▶ _Aim of the task_: Set down the full listing exactly as given. Any pictures are to be left out.
◇ ◇ ◇
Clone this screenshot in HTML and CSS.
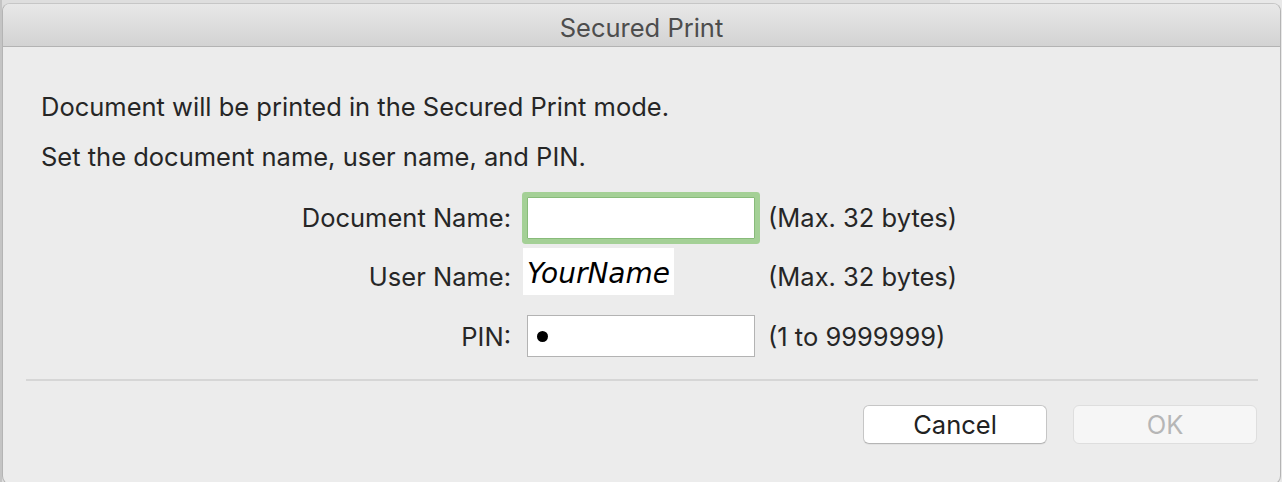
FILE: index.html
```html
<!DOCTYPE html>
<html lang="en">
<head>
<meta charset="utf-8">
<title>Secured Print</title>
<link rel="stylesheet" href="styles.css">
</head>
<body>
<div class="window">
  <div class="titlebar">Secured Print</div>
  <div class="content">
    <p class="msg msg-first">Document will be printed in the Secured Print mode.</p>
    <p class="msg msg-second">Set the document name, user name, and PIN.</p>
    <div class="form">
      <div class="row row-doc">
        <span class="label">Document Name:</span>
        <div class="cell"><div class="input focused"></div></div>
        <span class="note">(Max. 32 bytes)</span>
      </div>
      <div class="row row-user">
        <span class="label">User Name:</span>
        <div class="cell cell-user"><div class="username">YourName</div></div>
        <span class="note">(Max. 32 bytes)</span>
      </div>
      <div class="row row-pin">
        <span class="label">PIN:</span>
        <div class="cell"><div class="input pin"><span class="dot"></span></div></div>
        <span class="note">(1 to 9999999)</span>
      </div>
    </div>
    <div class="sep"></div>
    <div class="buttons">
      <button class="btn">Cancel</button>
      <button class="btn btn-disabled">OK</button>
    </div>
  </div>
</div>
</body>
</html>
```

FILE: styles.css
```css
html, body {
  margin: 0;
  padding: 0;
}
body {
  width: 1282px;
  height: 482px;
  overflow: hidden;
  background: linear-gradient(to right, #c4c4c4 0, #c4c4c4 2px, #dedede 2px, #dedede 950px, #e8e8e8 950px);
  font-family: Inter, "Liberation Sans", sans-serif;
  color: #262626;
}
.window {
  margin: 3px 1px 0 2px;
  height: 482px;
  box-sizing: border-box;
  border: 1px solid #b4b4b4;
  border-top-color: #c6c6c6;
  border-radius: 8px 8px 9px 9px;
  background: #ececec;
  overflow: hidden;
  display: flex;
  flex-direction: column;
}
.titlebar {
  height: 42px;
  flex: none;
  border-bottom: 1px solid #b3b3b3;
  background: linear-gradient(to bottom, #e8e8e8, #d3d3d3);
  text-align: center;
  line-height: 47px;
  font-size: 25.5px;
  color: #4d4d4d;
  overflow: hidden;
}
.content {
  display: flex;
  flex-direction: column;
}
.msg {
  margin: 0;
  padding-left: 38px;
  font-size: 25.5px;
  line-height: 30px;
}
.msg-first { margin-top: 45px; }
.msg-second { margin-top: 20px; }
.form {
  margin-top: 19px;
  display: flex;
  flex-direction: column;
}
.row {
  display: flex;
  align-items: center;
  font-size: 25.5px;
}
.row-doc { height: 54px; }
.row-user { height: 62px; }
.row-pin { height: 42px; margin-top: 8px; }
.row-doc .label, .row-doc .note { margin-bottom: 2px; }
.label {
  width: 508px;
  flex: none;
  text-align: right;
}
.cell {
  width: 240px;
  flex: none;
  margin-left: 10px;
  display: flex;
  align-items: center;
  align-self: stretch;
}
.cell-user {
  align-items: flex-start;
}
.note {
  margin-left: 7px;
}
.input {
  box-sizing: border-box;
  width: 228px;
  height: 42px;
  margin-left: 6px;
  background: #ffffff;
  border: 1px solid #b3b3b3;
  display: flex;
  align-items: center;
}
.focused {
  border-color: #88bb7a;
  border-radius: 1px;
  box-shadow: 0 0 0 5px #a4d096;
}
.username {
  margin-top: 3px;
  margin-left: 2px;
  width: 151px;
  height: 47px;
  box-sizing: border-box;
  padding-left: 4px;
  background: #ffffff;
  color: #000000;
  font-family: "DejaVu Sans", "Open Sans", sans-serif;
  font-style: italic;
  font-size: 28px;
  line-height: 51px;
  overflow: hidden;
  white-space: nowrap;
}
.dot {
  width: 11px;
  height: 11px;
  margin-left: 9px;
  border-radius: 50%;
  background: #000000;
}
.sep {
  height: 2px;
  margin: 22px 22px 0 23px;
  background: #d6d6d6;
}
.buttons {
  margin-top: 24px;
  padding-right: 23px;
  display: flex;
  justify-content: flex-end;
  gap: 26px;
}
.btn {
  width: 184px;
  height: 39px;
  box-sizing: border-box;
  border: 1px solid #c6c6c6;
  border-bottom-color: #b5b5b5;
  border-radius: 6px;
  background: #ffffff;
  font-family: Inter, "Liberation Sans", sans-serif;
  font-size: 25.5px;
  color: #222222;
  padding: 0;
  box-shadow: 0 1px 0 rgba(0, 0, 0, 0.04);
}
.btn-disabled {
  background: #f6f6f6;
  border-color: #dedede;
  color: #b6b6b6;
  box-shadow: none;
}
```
◇ ◇ ◇
▶ _Task answer_:
Clone this screenshot in HTML and CSS.
FILE: index.html
```html
<!DOCTYPE html>
<html lang="en">
<head>
<meta charset="utf-8">
<title>Secured Print</title>
<link rel="stylesheet" href="styles.css">
</head>
<body>
<div class="window">
  <div class="titlebar">Secured Print</div>
  <div class="content">
    <p class="msg msg-first">Document will be printed in the Secured Print mode.</p>
    <p class="msg msg-second">Set the document name, user name, and PIN.</p>
    <div class="form">
      <div class="row row-doc">
        <span class="label">Document Name:</span>
        <div class="cell"><div class="input focused"></div></div>
        <span class="note">(Max. 32 bytes)</span>
      </div>
      <div class="row row-user">
        <span class="label">User Name:</span>
        <div class="cell cell-user"><div class="username">YourName</div></div>
        <span class="note">(Max. 32 bytes)</span>
      </div>
      <div class="row row-pin">
        <span class="label">PIN:</span>
        <div class="cell"><div class="input pin"><span class="dot"></span></div></div>
        <span class="note">(1 to 9999999)</span>
      </div>
    </div>
    <div class="sep"></div>
    <div class="buttons">
      <button class="btn">Cancel</button>
      <button class="btn btn-disabled">OK</button>
    </div>
  </div>
</div>
</body>
</html>
```

FILE: styles.css
```css
html, body {
  margin: 0;
  padding: 0;
}
body {
  width: 1282px;
  height: 482px;
  overflow: hidden;
  background: linear-gradient(to right, #c4c4c4 0, #c4c4c4 2px, #dedede 2px, #dedede 950px, #e8e8e8 950px);
  font-family: Inter, "Liberation Sans", sans-serif;
  color: #262626;
}
.window {
  margin: 3px 1px 0 2px;
  height: 482px;
  box-sizing: border-box;
  border: 1px solid #b4b4b4;
  border-top-color: #c6c6c6;
  border-radius: 8px 8px 9px 9px;
  background: #ececec;
  overflow: hidden;
  display: flex;
  flex-direction: column;
}
.titlebar {
  height: 42px;
  flex: none;
  border-bottom: 1px solid #b3b3b3;
  background: linear-gradient(to bottom, #e8e8e8, #d3d3d3);
  text-align: center;
  line-height: 47px;
  font-size: 25.5px;
  color: #4d4d4d;
  overflow: hidden;
}
.content {
  display: flex;
  flex-direction: column;
}
.msg {
  margin: 0;
  padding-left: 38px;
  font-size: 25.5px;
  line-height: 30px;
}
.msg-first { margin-top: 45px; }
.msg-second { margin-top: 20px; }
.form {
  margin-top: 19px;
  display: flex;
  flex-direction: column;
}
.row {
  display: flex;
  align-items: center;
  font-size: 25.5px;
}
.row-doc { height: 54px; }
.row-user { height: 62px; }
.row-pin { height: 42px; margin-top: 8px; }
.row-doc .label, .row-doc .note { margin-bottom: 2px; }
.label {
  width: 508px;
  flex: none;
  text-align: right;
}
.cell {
  width: 240px;
  flex: none;
  margin-left: 10px;
  display: flex;
  align-items: center;
  align-self: stretch;
}
.cell-user {
  align-items: flex-start;
}
.note {
  margin-left: 7px;
}
.input {
  box-sizing: border-box;
  width: 228px;
  height: 42px;
  margin-left: 6px;
  background: #ffffff;
  border: 1px solid #b3b3b3;
  display: flex;
  align-items: center;
}
.focused {
  border-color: #88bb7a;
  border-radius: 1px;
  box-shadow: 0 0 0 5px #a4d096;
}
.username {
  margin-top: 3px;
  margin-left: 2px;
  width: 151px;
  height: 47px;
  box-sizing: border-box;
  padding-left: 4px;
  background: #ffffff;
  color: #000000;
  font-family: "DejaVu Sans", "Open Sans", sans-serif;
  font-style: italic;
  font-size: 28px;
  line-height: 51px;
  overflow: hidden;
  white-space: nowrap;
}
.dot {
  width: 11px;
  height: 11px;
  margin-left: 9px;
  border-radius: 50%;
  background: #000000;
}
.sep {
  height: 2px;
  margin: 22px 22px 0 23px;
  background: #d6d6d6;
}
.buttons {
  margin-top: 24px;
  padding-right: 23px;
  display: flex;
  justify-content: flex-end;
  gap: 26px;
}
.btn {
  width: 184px;
  height: 39px;
  box-sizing: border-box;
  border: 1px solid #c6c6c6;
  border-bottom-color: #b5b5b5;
  border-radius: 6px;
  background: #ffffff;
  font-family: Inter, "Liberation Sans", sans-serif;
  font-size: 25.5px;
  color: #222222;
  padding: 0;
  box-shadow: 0 1px 0 rgba(0, 0, 0, 0.04);
}
.btn-disabled {
  background: #f6f6f6;
  border-color: #dedede;
  color: #b6b6b6;
  box-shadow: none;
}
```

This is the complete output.